Roll out the second piece of dough (the rectangle) into a rough rectangle approximately 1/8 inch thick. Use a pastry cutter to cut strips for your lattice. If you would like to make a braid, roll a piece of pie dough into a long thin rectangle, cut thin strips, and braid. Place your strips and braids onto a parchment paper lined baking sheet and store in the fridge until ready to use. Press together the scraps and re-roll, these are good for extra lattice strips or for using pie stamps to cut out for the border - freeze for 10 minutes or so before stamping out to help the stamps hold their shape.
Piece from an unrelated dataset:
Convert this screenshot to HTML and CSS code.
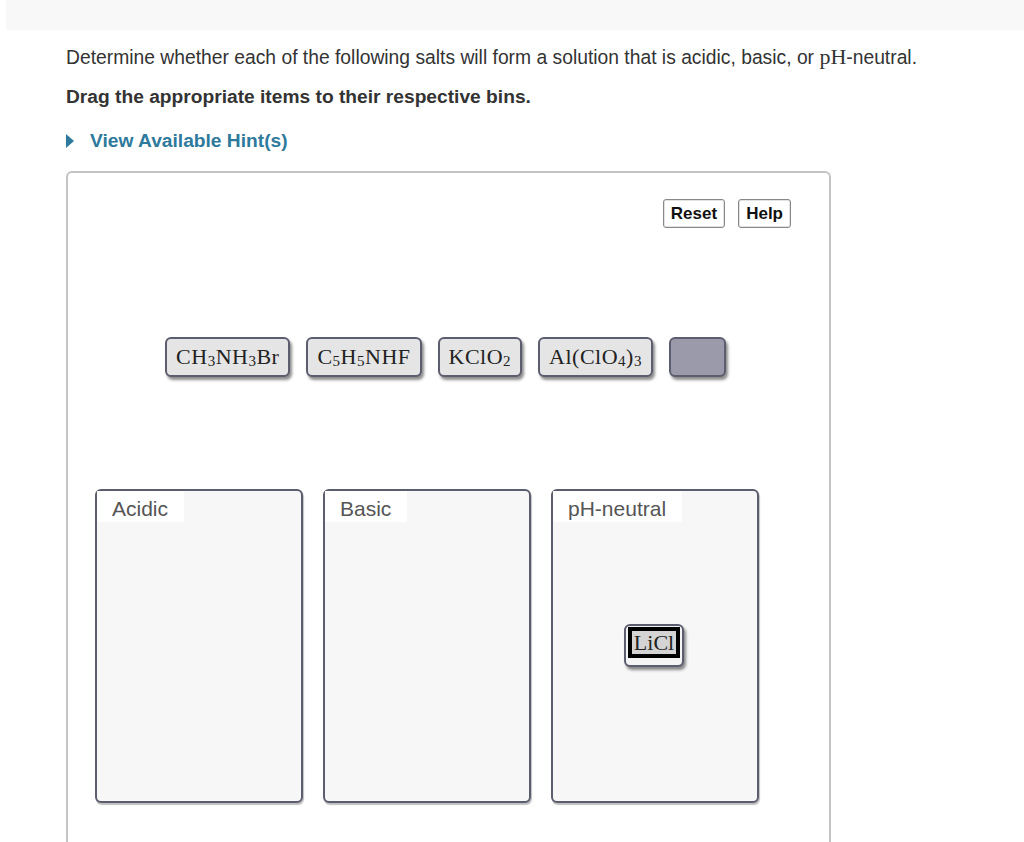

Place the sliced apples in a large bowl. Add the vanilla bean paste. Combine the flour, sugar, and salt in a small bowl, then add to the apples and toss well to combine. Transfer the filling to the lined pie dish a little at a time, packing the slices of apple in tightly, and mounding in the middle. Remember that it will bake down a little, so it is ok for the pie to seem a bit full.
Arrange the strips of pie dough on the top of the pie, weaving into your desired lattice. If you are adding stamps, trim any overlapping pie dough and lattice strips so that they are flush with the edge of the pie dish, then glue on the stamps with a little egg wash. If you are crimping, trim the crust with a little overhang and then crimp as desired.
Rest the pie in the fridge for at least 30 minutes. While the pie is resting in the fridge, preheat the oven to 425°f/ 220°c. Place a baking tray on the bottom rack of the oven.
Brush the pie with egg wash, and sprinkle liberally with raw sugar. Bake at 425˚f / 220˚c for 20 minutes, or until the pastry is set and beginning to go golden. Reduce the temperature 375°f / 190°c, and bake until the pastry is deeply golden and the filling is bubbling, 40 to 50 minutes.
Remove from the oven and cool on a wire rack. Serve warm or at room temperature, ideally with a scoop of ice cream.
Store leftovers wrapped in foil at room temperature and re-warm slightly when serving.